Only the number is wanted: how many lines contain the word "that"?

*MATERIALS PROVIDED:*
## START

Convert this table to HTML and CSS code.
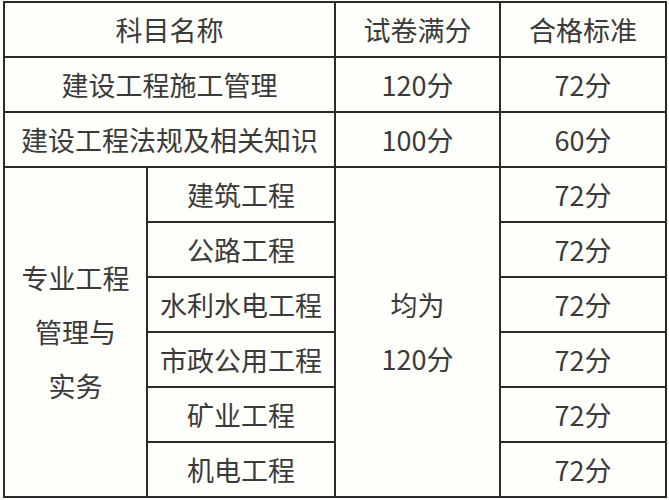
FILE: index.html
```html
<!DOCTYPE html>
<html lang="zh">
<head>
<meta charset="utf-8">
<link rel="stylesheet" href="styles.css">
</head>
<body>
<table class="score-table">
  <colgroup>
    <col class="c1">
    <col class="c2">
    <col class="c3">
    <col class="c4">
  </colgroup>
  <tr>
    <td colspan="2">科目名称</td>
    <td>试卷满分</td>
    <td>合格标准</td>
  </tr>
  <tr>
    <td colspan="2">建设工程施工管理</td>
    <td>120分</td>
    <td>72分</td>
  </tr>
  <tr>
    <td colspan="2">建设工程法规及相关知识</td>
    <td>100分</td>
    <td>60分</td>
  </tr>
  <tr>
    <td rowspan="6" class="multi">专业工程<br>管理与<br>实务</td>
    <td>建筑工程</td>
    <td rowspan="6" class="multi">均为<br>120分</td>
    <td>72分</td>
  </tr>
  <tr><td>公路工程</td><td>72分</td></tr>
  <tr><td>水利水电工程</td><td>72分</td></tr>
  <tr><td>市政公用工程</td><td>72分</td></tr>
  <tr><td>矿业工程</td><td>72分</td></tr>
  <tr><td>机电工程</td><td>72分</td></tr>
</table>
</body>
</html>
```

FILE: styles.css
```css
html, body {
  margin: 0;
  padding: 0;
  background: #fefefb;
}
body {
  padding: 1px 0 0 3px;
  font-family: "Noto Sans CJK SC", "Noto Sans", sans-serif;
  color: #3a3a3a;
}
.score-table {
  border-collapse: collapse;
  table-layout: fixed;
  width: 662px;
}
.c1 { width: 143px; }
.c2 { width: 188px; }
.c3 { width: 165px; }
.c4 { width: 166px; }
.score-table td {
  border: 2px solid #2a2a2a;
  height: 53px;
  padding: 0;
  text-align: center;
  vertical-align: middle;
  font-size: 27px;
  line-height: 34px;
  white-space: nowrap;
}
.score-table td.multi {
  line-height: 54px;
}
```
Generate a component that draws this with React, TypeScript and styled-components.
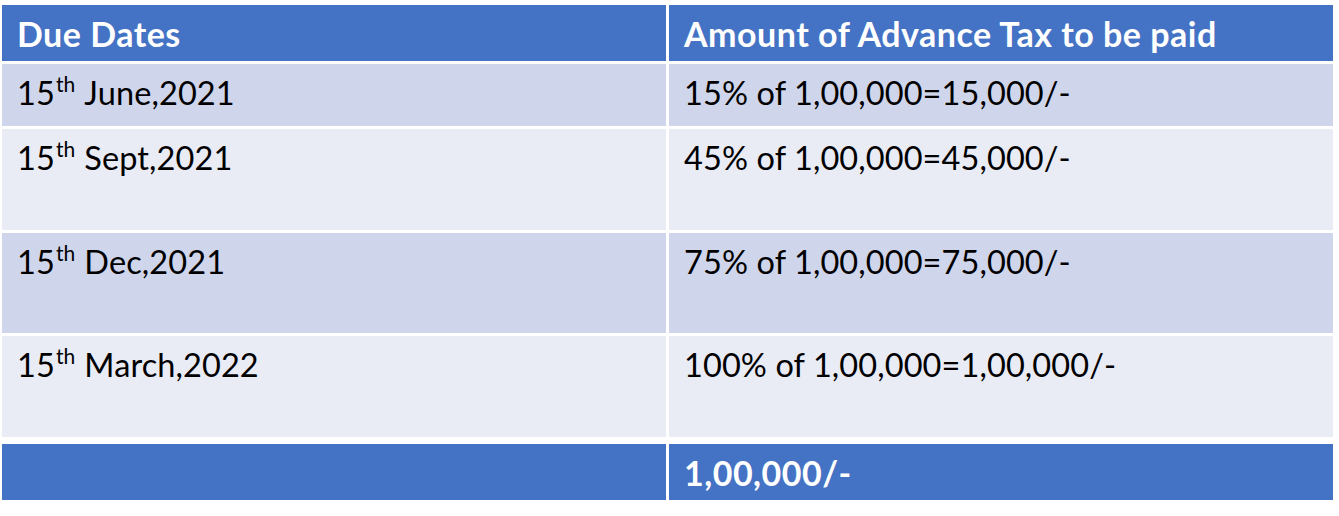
import React from "react";
import styled, { createGlobalStyle } from "styled-components";

const Global = createGlobalStyle`
  html, body { margin: 0; padding: 0; background: #ffffff; }
  body { font-family: Lato, "Liberation Sans", sans-serif; }
`;

const Page = styled.div`
  width: 1339px;
  height: 516px;
  padding: 5px 6px 0 2px;
  box-sizing: border-box;
  background: #fff;
`;

const Table = styled.div`
  display: grid;
  grid-template-columns: 664px 664px;
  grid-template-rows: 56px 62px 101px 100px 101px 56px;
  column-gap: 3px;
  row-gap: 3px;
`;

type Tone = "head" | "odd" | "even" | "foot";

const colors: Record<Tone, string> = {
  head: "#4472c4",
  foot: "#4472c4",
  odd: "#cfd5ea",
  even: "#e9ebf5",
};

const isBlue = (t: Tone) => t === "head" || t === "foot";

const Cell = styled.div<{ $tone: Tone }>`
  background: ${(p) => colors[p.$tone]};
  color: ${(p) => (isBlue(p.$tone) ? "#ffffff" : "#000000")};
  font-weight: ${(p) => (isBlue(p.$tone) ? 700 : 400)};
  font-size: ${(p) => (isBlue(p.$tone) ? "34px" : "32.5px")};
  letter-spacing: ${(p) => (isBlue(p.$tone) ? "0.5px" : "0.1px")};
  line-height: 38px;
  padding: ${(p) => (isBlue(p.$tone) ? "10px 15px" : "10px 15px")};
  box-sizing: border-box;
  white-space: nowrap;
`;

const FootCell = styled(Cell)`
  margin-top: 4px;
  height: 56px;
`;

const Sup = styled.sup`
  font-size: 21px;
  line-height: 0;
  vertical-align: 13px;
  margin-left: 1px;
  margin-right: 9px;
`;

const rows = [
  { day: "15", month: "June,2021", amt: "15% of 1,00,000=15,000/-", tone: "odd" as Tone },
  { day: "15", month: "Sept,2021", amt: "45% of 1,00,000=45,000/-", tone: "even" as Tone },
  { day: "15", month: "Dec,2021", amt: "75% of 1,00,000=75,000/-", tone: "odd" as Tone },
  { day: "15", month: "March,2022", amt: "100% of 1,00,000=1,00,000/-", tone: "even" as Tone },
];

export default function App() {
  return (
    <>
      <Global />
      <Page>
        <Table>
          <Cell $tone="head">Due Dates</Cell>
          <Cell $tone="head">Amount of Advance Tax to be paid</Cell>
          {rows.map((r) => (
            <React.Fragment key={r.month}>
              <Cell $tone={r.tone}>
                {r.day}
                <Sup>th</Sup>
                {r.month}
              </Cell>
              <Cell $tone={r.tone}>{r.amt}</Cell>
            </React.Fragment>
          ))}
          <FootCell $tone="foot" />
          <FootCell $tone="foot">1,00,000/-</FootCell>
        </Table>
      </Page>
    </>
  );
}
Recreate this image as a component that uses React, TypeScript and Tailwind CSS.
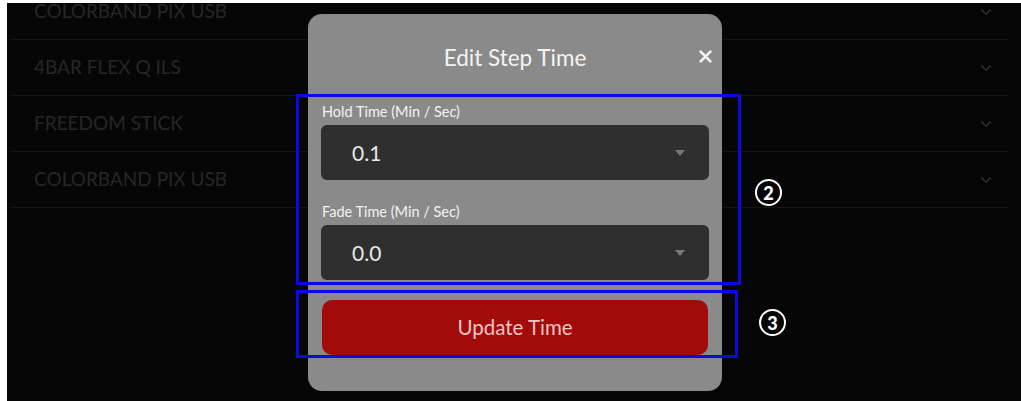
import { ChevronDown } from 'lucide-react';

const rows = ['COLORBAND PIX USB', '4BAR FLEX Q ILS', 'FREEDOM STICK', 'COLORBAND PIX USB'];

function Caret() {
  return (
    <svg width="10" height="6" viewBox="0 0 10 6" className="text-[#7a7a7a]">
      <path d="M0 0 L10 0 L5 6 Z" fill="currentColor" />
    </svg>
  );
}

function TimeSelect({ label, value }: { label: string; value: string }) {
  return (
    <div className="flex flex-col">
      <span className="text-[14.5px] leading-[14px] text-[#f2f2f2] px-[1px] mb-[6px]">{label}</span>
      <div className="h-[55px] rounded-[6px] bg-[#2f2f2f] flex items-center justify-between pl-[31px] pr-[24px]">
        <span className="text-[21px] text-[#e8e8e8]">{value}</span>
        <Caret />
      </div>
    </div>
  );
}

function Marker({ n }: { n: string }) {
  return (
    <div className="w-[27px] h-[27px] rounded-full border-[2.5px] border-white flex items-center justify-center text-white text-[18px] font-black leading-none">
      {n}
    </div>
  );
}

export default function App() {
  return (
    <div
      className="w-[1021px] h-[401px] bg-white overflow-hidden"
      style={{ fontFamily: 'Lato, "Open Sans", sans-serif' }}
    >
      <div className="relative ml-[7px] mt-[3px] h-[398px] bg-[#060606] overflow-hidden">
        {/* background list */}
        <div className="mt-[-19px] ml-[3px] mr-[12px]">
          {rows.map((name, i) => (
            <div
              key={i}
              className="h-[56px] flex items-center justify-between pl-[24px] pr-[14px] border-b border-[#161616]"
            >
              <span className="text-[19px] text-[#262626]">{name}</span>
              <ChevronDown className="w-[18px] h-[18px] text-[#303030]" strokeWidth={2} />
            </div>
          ))}
        </div>

        {/* modal */}
        <div className="absolute left-[301px] top-[11px] w-[414px] h-[377px] rounded-[14px] bg-[#8a8a8a] px-[13px] flex flex-col">
          <div className="h-[91px] flex items-center justify-center relative">
            <span className="text-[22.5px] text-[#f4f4f4] pb-[4px]">Edit Step Time</span>
            <svg
              width="13"
              height="13"
              viewBox="0 0 12 12"
              className="absolute right-[-3px] top-[36px]"
            >
              <path d="M1.5 1.5 L10.5 10.5 M10.5 1.5 L1.5 10.5" stroke="#f4f4f4" strokeWidth="2.4" strokeLinecap="round" />
            </svg>
          </div>
          <TimeSelect label="Hold Time (Min / Sec)" value="0.1" />
          <div className="h-[25px]" />
          <TimeSelect label="Fade Time (Min / Sec)" value="0.0" />
          <button className="mt-[20px] h-[55px] mx-[1px] rounded-[10px] bg-[#a30b0b] text-[#f3c4c4] text-[20.5px]">
            Update Time
          </button>
        </div>

        {/* annotation boxes */}
        <div className="absolute left-[289px] top-[91px] w-[445px] h-[191px] border-[3px] border-[#0a0ae6]" />
        <div className="absolute left-[289px] top-[287px] w-[442px] h-[68px] border-[3px] border-[#0a0ae6]" />
        <div className="absolute left-[748px] top-[176px]">
          <Marker n="2" />
        </div>
        <div className="absolute left-[752px] top-[306px]">
          <Marker n="3" />
        </div>
      </div>
    </div>
  );
}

## END

*WORKED SOLUTION:* 2